WHAT THE TASK ASKS => Omit every image, and transcribe the remaining entries exactly as given.
___ GIVEN DATA
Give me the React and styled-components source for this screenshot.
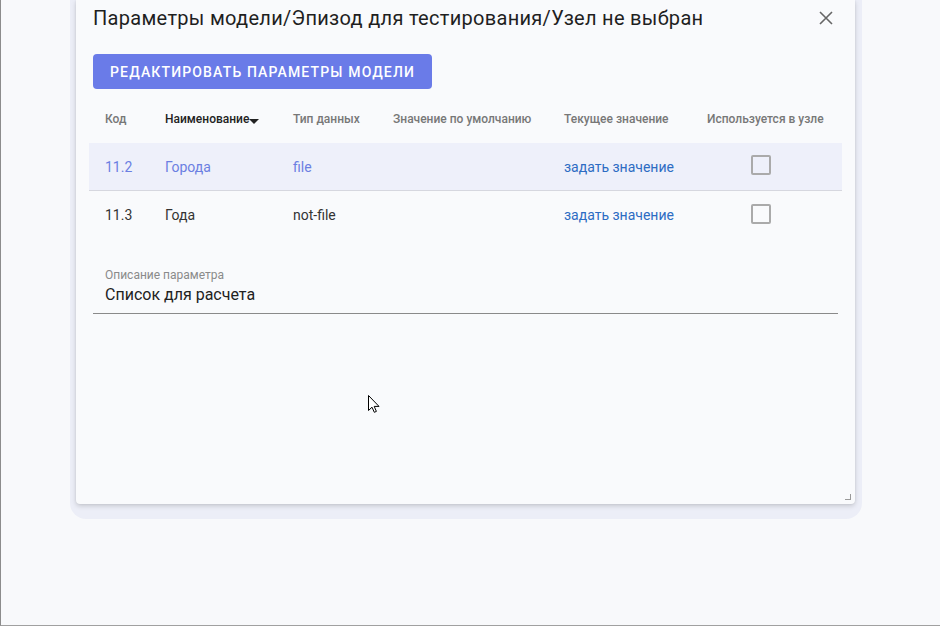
import React from 'react';
import styled, { createGlobalStyle } from 'styled-components';

const GlobalStyle = createGlobalStyle`
  html, body {
    margin: 0;
    padding: 0;
    background: #f8f9fb;
  }
  body {
    font-family: Roboto, 'Liberation Sans', sans-serif;
  }
`;

const columns = [
  { key: 'code', title: 'Код' },
  { key: 'name', title: 'Наименование', sorted: true },
  { key: 'type', title: 'Тип данных' },
  { key: 'def', title: 'Значение по умолчанию' },
  { key: 'cur', title: 'Текущее значение' },
  { key: 'used', title: 'Используется в узле' },
];

const rows = [
  { code: '11.2', name: 'Города', type: 'file', selected: true },
  { code: '11.3', name: 'Года', type: 'not-file' },
];

export default function App() {
  return (
    <>
      <GlobalStyle />
      <Page>
        <Backdrop>
          <Dialog>
            <Header>
              <Title>Параметры модели/Эпизод для тестирования/Узел не выбран</Title>
              <CloseButton aria-label='close'>
                <svg width='14' height='14' viewBox='0 0 14 14'>
                  <path d='M1 1L13 13M13 1L1 13' stroke='#666' strokeWidth='1.6' fill='none' />
                </svg>
              </CloseButton>
            </Header>
            <EditButton>Редактировать параметры модели</EditButton>
            <Table>
              <HeadRow>
                {columns.map((c) => (
                  <HeadCell key={c.key} $active={c.sorted}>
                    {c.title}
                    {c.sorted && <SortArrow />}
                  </HeadCell>
                ))}
              </HeadRow>
              {rows.map((r) => (
                <Row key={r.code} $selected={r.selected}>
                  <Cell>{r.code}</Cell>
                  <Cell>{r.name}</Cell>
                  <Cell>{r.type}</Cell>
                  <Cell />
                  <Cell>
                    <SetLink>задать значение</SetLink>
                  </Cell>
                  <CheckCell>
                    <Checkbox />
                  </CheckCell>
                </Row>
              ))}
            </Table>
            <Field>
              <FieldLabel>Описание параметра</FieldLabel>
              <FieldValue>Список для расчета</FieldValue>
            </Field>
            <ResizeHandle />
          </Dialog>
        </Backdrop>
        <Cursor width='12' height='18' viewBox='0 0 12 18'>
          <path
            d='M0.5 0.5V15.5L4 12.2L6.3 17.3L8.4 16.4L6.2 11.4H11L0.5 0.5Z'
            fill='#fff'
            stroke='#000'
            strokeWidth='1'
          />
        </Cursor>
      </Page>
    </>
  );
}

const Page = styled.div`
  position: relative;
  width: 940px;
  height: 626px;
  box-sizing: border-box;
  border-left: 1px solid #8c8c8c;
  border-bottom: 1px solid #a0a0a0;
  padding-left: 69px;
  overflow: hidden;
`;

const Backdrop = styled.div`
  width: 792px;
  box-sizing: border-box;
  padding: 0 7px 15px 6px;
  background: #eceef7;
  border-radius: 0 0 16px 16px;
`;

const Dialog = styled.div`
  position: relative;
  height: 504px;
  box-sizing: border-box;
  padding: 0 17px;
  background: #f9fafc;
  border-radius: 0 0 4px 4px;
  box-shadow: 0 2px 5px rgba(0, 0, 0, 0.16), 0 0 2px rgba(0, 0, 0, 0.08);
`;

const Header = styled.div`
  display: flex;
  align-items: center;
  justify-content: space-between;
  height: 36px;
`;

const Title = styled.h2`
  margin: 0;
  font-size: 20px;
  font-weight: 400;
  color: #1f1f1f;
  letter-spacing: 0.3px;
`;

const CloseButton = styled.button`
  display: flex;
  align-items: center;
  justify-content: center;
  width: 24px;
  height: 24px;
  padding: 0;
  border: 0;
  background: none;
  cursor: pointer;
`;

const EditButton = styled.button`
  display: block;
  height: 35px;
  margin-top: 18px;
  padding: 0 17px;
  border: 0;
  border-radius: 4px;
  background: #6a7be8;
  color: #fff;
  font-family: Roboto, 'Liberation Sans', sans-serif;
  font-size: 14px;
  font-weight: 500;
  letter-spacing: 1.15px;
  text-transform: uppercase;
  cursor: pointer;
`;

const Table = styled.div`
  margin: 6px -4px 0;
`;

const grid = `
  display: grid;
  grid-template-columns: 60px 128px 100px 171px 143px 1fr;
  align-items: center;
  box-sizing: border-box;
`;

const HeadRow = styled.div`
  ${grid}
  height: 48px;
`;

const HeadCell = styled.div`
  display: flex;
  align-items: center;
  padding-left: 16px;
  font-size: 12px;
  font-weight: 500;
  color: ${(p) => (p.$active ? '#222' : '#777')};
  white-space: nowrap;
`;

const SortArrow = styled.span`
  width: 0;
  height: 0;
  margin-top: 5px;
  border-left: 5px solid transparent;
  border-right: 5px solid transparent;
  border-top: 5px solid #222;
`;

const Row = styled.div`
  ${grid}
  height: 48px;
  background: ${(p) => (p.$selected ? '#eef0fa' : 'transparent')};
  border-bottom: ${(p) => (p.$selected ? '1px solid #d6d7df' : '0')};
  color: ${(p) => (p.$selected ? '#6b7fe2' : '#333')};
  font-size: 14px;
`;

const Cell = styled.div`
  padding-left: 16px;
  white-space: nowrap;
`;

const SetLink = styled.span`
  color: #2d6cc3;
  cursor: pointer;
`;

const CheckCell = styled.div`
  display: flex;
  justify-content: center;
  padding: 0 16px 3px 4px;
`;

const Checkbox = styled.span`
  width: 16px;
  height: 16px;
  border: 2px solid #aaa;
  border-radius: 2px;
`;

const Field = styled.div`
  margin-top: 29px;
  padding: 0 12px 9px;
  border-bottom: 1px solid #8a8a8a;
`;

const FieldLabel = styled.div`
  font-size: 12px;
  line-height: 14px;
  color: #8a8a8a;
`;

const FieldValue = styled.div`
  margin-top: 3px;
  font-size: 16px;
  line-height: 19px;
  color: #222;
`;

const ResizeHandle = styled.span`
  position: absolute;
  right: 4px;
  bottom: 4px;
  width: 5px;
  height: 5px;
  border-right: 1px solid #999;
  border-bottom: 1px solid #999;
`;

const Cursor = styled.svg`
  position: absolute;
  left: 367px;
  top: 395px;
`;
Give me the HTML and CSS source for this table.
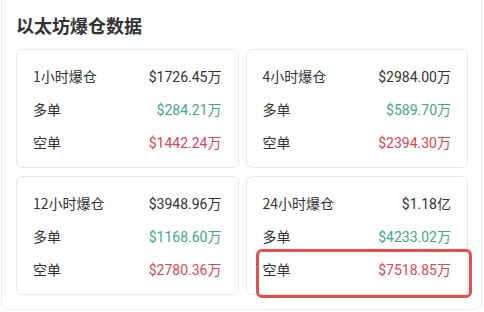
______
ANSWER TO THIS EXERCISE =>
Give me the React and styled-components source for this screenshot.
import React from 'react';
import styled, { createGlobalStyle } from 'styled-components';

const GlobalStyle = createGlobalStyle`
  html, body {
    margin: 0;
    padding: 0;
    background: #f8f9fb;
  }
  body {
    font-family: Roboto, 'Liberation Sans', sans-serif;
  }
`;

const columns = [
  { key: 'code', title: 'Код' },
  { key: 'name', title: 'Наименование', sorted: true },
  { key: 'type', title: 'Тип данных' },
  { key: 'def', title: 'Значение по умолчанию' },
  { key: 'cur', title: 'Текущее значение' },
  { key: 'used', title: 'Используется в узле' },
];

const rows = [
  { code: '11.2', name: 'Города', type: 'file', selected: true },
  { code: '11.3', name: 'Года', type: 'not-file' },
];

export default function App() {
  return (
    <>
      <GlobalStyle />
      <Page>
        <Backdrop>
          <Dialog>
            <Header>
              <Title>Параметры модели/Эпизод для тестирования/Узел не выбран</Title>
              <CloseButton aria-label='close'>
                <svg width='14' height='14' viewBox='0 0 14 14'>
                  <path d='M1 1L13 13M13 1L1 13' stroke='#666' strokeWidth='1.6' fill='none' />
                </svg>
              </CloseButton>
            </Header>
            <EditButton>Редактировать параметры модели</EditButton>
            <Table>
              <HeadRow>
                {columns.map((c) => (
                  <HeadCell key={c.key} $active={c.sorted}>
                    {c.title}
                    {c.sorted && <SortArrow />}
                  </HeadCell>
                ))}
              </HeadRow>
              {rows.map((r) => (
                <Row key={r.code} $selected={r.selected}>
                  <Cell>{r.code}</Cell>
                  <Cell>{r.name}</Cell>
                  <Cell>{r.type}</Cell>
                  <Cell />
                  <Cell>
                    <SetLink>задать значение</SetLink>
                  </Cell>
                  <CheckCell>
                    <Checkbox />
                  </CheckCell>
                </Row>
              ))}
            </Table>
            <Field>
              <FieldLabel>Описание параметра</FieldLabel>
              <FieldValue>Список для расчета</FieldValue>
            </Field>
            <ResizeHandle />
          </Dialog>
        </Backdrop>
        <Cursor width='12' height='18' viewBox='0 0 12 18'>
          <path
            d='M0.5 0.5V15.5L4 12.2L6.3 17.3L8.4 16.4L6.2 11.4H11L0.5 0.5Z'
            fill='#fff'
            stroke='#000'
            strokeWidth='1'
          />
        </Cursor>
      </Page>
    </>
  );
}

const Page = styled.div`
  position: relative;
  width: 940px;
  height: 626px;
  box-sizing: border-box;
  border-left: 1px solid #8c8c8c;
  border-bottom: 1px solid #a0a0a0;
  padding-left: 69px;
  overflow: hidden;
`;

const Backdrop = styled.div`
  width: 792px;
  box-sizing: border-box;
  padding: 0 7px 15px 6px;
  background: #eceef7;
  border-radius: 0 0 16px 16px;
`;

const Dialog = styled.div`
  position: relative;
  height: 504px;
  box-sizing: border-box;
  padding: 0 17px;
  background: #f9fafc;
  border-radius: 0 0 4px 4px;
  box-shadow: 0 2px 5px rgba(0, 0, 0, 0.16), 0 0 2px rgba(0, 0, 0, 0.08);
`;

const Header = styled.div`
  display: flex;
  align-items: center;
  justify-content: space-between;
  height: 36px;
`;

const Title = styled.h2`
  margin: 0;
  font-size: 20px;
  font-weight: 400;
  color: #1f1f1f;
  letter-spacing: 0.3px;
`;

const CloseButton = styled.button`
  display: flex;
  align-items: center;
  justify-content: center;
  width: 24px;
  height: 24px;
  padding: 0;
  border: 0;
  background: none;
  cursor: pointer;
`;

const EditButton = styled.button`
  display: block;
  height: 35px;
  margin-top: 18px;
  padding: 0 17px;
  border: 0;
  border-radius: 4px;
  background: #6a7be8;
  color: #fff;
  font-family: Roboto, 'Liberation Sans', sans-serif;
  font-size: 14px;
  font-weight: 500;
  letter-spacing: 1.15px;
  text-transform: uppercase;
  cursor: pointer;
`;

const Table = styled.div`
  margin: 6px -4px 0;
`;

const grid = `
  display: grid;
  grid-template-columns: 60px 128px 100px 171px 143px 1fr;
  align-items: center;
  box-sizing: border-box;
`;

const HeadRow = styled.div`
  ${grid}
  height: 48px;
`;

const HeadCell = styled.div`
  display: flex;
  align-items: center;
  padding-left: 16px;
  font-size: 12px;
  font-weight: 500;
  color: ${(p) => (p.$active ? '#222' : '#777')};
  white-space: nowrap;
`;

const SortArrow = styled.span`
  width: 0;
  height: 0;
  margin-top: 5px;
  border-left: 5px solid transparent;
  border-right: 5px solid transparent;
  border-top: 5px solid #222;
`;

const Row = styled.div`
  ${grid}
  height: 48px;
  background: ${(p) => (p.$selected ? '#eef0fa' : 'transparent')};
  border-bottom: ${(p) => (p.$selected ? '1px solid #d6d7df' : '0')};
  color: ${(p) => (p.$selected ? '#6b7fe2' : '#333')};
  font-size: 14px;
`;

const Cell = styled.div`
  padding-left: 16px;
  white-space: nowrap;
`;

const SetLink = styled.span`
  color: #2d6cc3;
  cursor: pointer;
`;

const CheckCell = styled.div`
  display: flex;
  justify-content: center;
  padding: 0 16px 3px 4px;
`;

const Checkbox = styled.span`
  width: 16px;
  height: 16px;
  border: 2px solid #aaa;
  border-radius: 2px;
`;

const Field = styled.div`
  margin-top: 29px;
  padding: 0 12px 9px;
  border-bottom: 1px solid #8a8a8a;
`;

const FieldLabel = styled.div`
  font-size: 12px;
  line-height: 14px;
  color: #8a8a8a;
`;

const FieldValue = styled.div`
  margin-top: 3px;
  font-size: 16px;
  line-height: 19px;
  color: #222;
`;

const ResizeHandle = styled.span`
  position: absolute;
  right: 4px;
  bottom: 4px;
  width: 5px;
  height: 5px;
  border-right: 1px solid #999;
  border-bottom: 1px solid #999;
`;

const Cursor = styled.svg`
  position: absolute;
  left: 367px;
  top: 395px;
`;
Give me the HTML and CSS source for this table.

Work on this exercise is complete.